Your objective:
Extract, in full, the lines below, beginning at the first and ending with the line that contains "import React from". Pictures do not belong in the copy.

Stored data:
* * *

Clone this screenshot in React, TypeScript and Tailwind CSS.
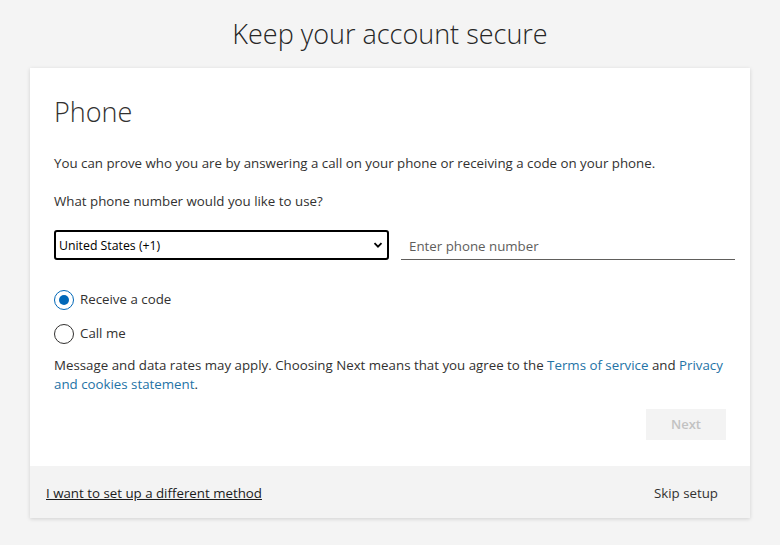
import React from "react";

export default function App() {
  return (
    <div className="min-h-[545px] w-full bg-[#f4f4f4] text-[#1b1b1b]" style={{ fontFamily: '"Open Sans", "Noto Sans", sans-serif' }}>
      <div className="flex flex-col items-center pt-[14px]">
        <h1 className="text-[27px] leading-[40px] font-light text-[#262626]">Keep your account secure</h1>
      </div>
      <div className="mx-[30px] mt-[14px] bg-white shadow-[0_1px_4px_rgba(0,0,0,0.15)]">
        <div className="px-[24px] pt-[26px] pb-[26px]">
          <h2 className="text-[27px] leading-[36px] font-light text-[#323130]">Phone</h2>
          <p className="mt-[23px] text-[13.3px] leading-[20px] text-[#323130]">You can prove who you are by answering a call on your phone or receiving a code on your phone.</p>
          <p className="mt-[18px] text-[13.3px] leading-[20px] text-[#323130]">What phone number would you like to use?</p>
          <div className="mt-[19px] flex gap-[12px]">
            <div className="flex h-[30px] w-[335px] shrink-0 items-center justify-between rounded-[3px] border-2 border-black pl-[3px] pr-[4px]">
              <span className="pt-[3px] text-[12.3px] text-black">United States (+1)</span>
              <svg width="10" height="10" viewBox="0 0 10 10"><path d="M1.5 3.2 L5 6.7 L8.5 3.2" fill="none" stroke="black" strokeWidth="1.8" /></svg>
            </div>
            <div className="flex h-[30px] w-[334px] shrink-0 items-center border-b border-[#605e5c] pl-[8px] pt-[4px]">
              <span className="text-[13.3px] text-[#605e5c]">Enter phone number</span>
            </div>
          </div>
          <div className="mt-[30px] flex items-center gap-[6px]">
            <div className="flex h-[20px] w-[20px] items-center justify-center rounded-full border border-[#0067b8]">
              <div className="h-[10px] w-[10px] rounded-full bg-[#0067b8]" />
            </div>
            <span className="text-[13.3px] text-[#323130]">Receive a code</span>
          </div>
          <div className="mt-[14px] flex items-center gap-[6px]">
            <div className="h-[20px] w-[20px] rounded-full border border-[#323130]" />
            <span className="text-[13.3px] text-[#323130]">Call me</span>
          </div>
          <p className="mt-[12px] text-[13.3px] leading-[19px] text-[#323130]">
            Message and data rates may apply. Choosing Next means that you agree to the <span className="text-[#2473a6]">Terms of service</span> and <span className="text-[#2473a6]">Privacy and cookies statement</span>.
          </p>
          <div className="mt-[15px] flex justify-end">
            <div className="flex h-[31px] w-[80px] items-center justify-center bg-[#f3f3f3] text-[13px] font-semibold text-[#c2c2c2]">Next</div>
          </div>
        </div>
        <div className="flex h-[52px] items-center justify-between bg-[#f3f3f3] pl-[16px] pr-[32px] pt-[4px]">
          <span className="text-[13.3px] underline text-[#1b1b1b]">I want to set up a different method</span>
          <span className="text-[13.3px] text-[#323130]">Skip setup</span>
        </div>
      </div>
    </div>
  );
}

* * *

Result of this exercise:
Clone this screenshot in React, TypeScript and Tailwind CSS.
import React from "react";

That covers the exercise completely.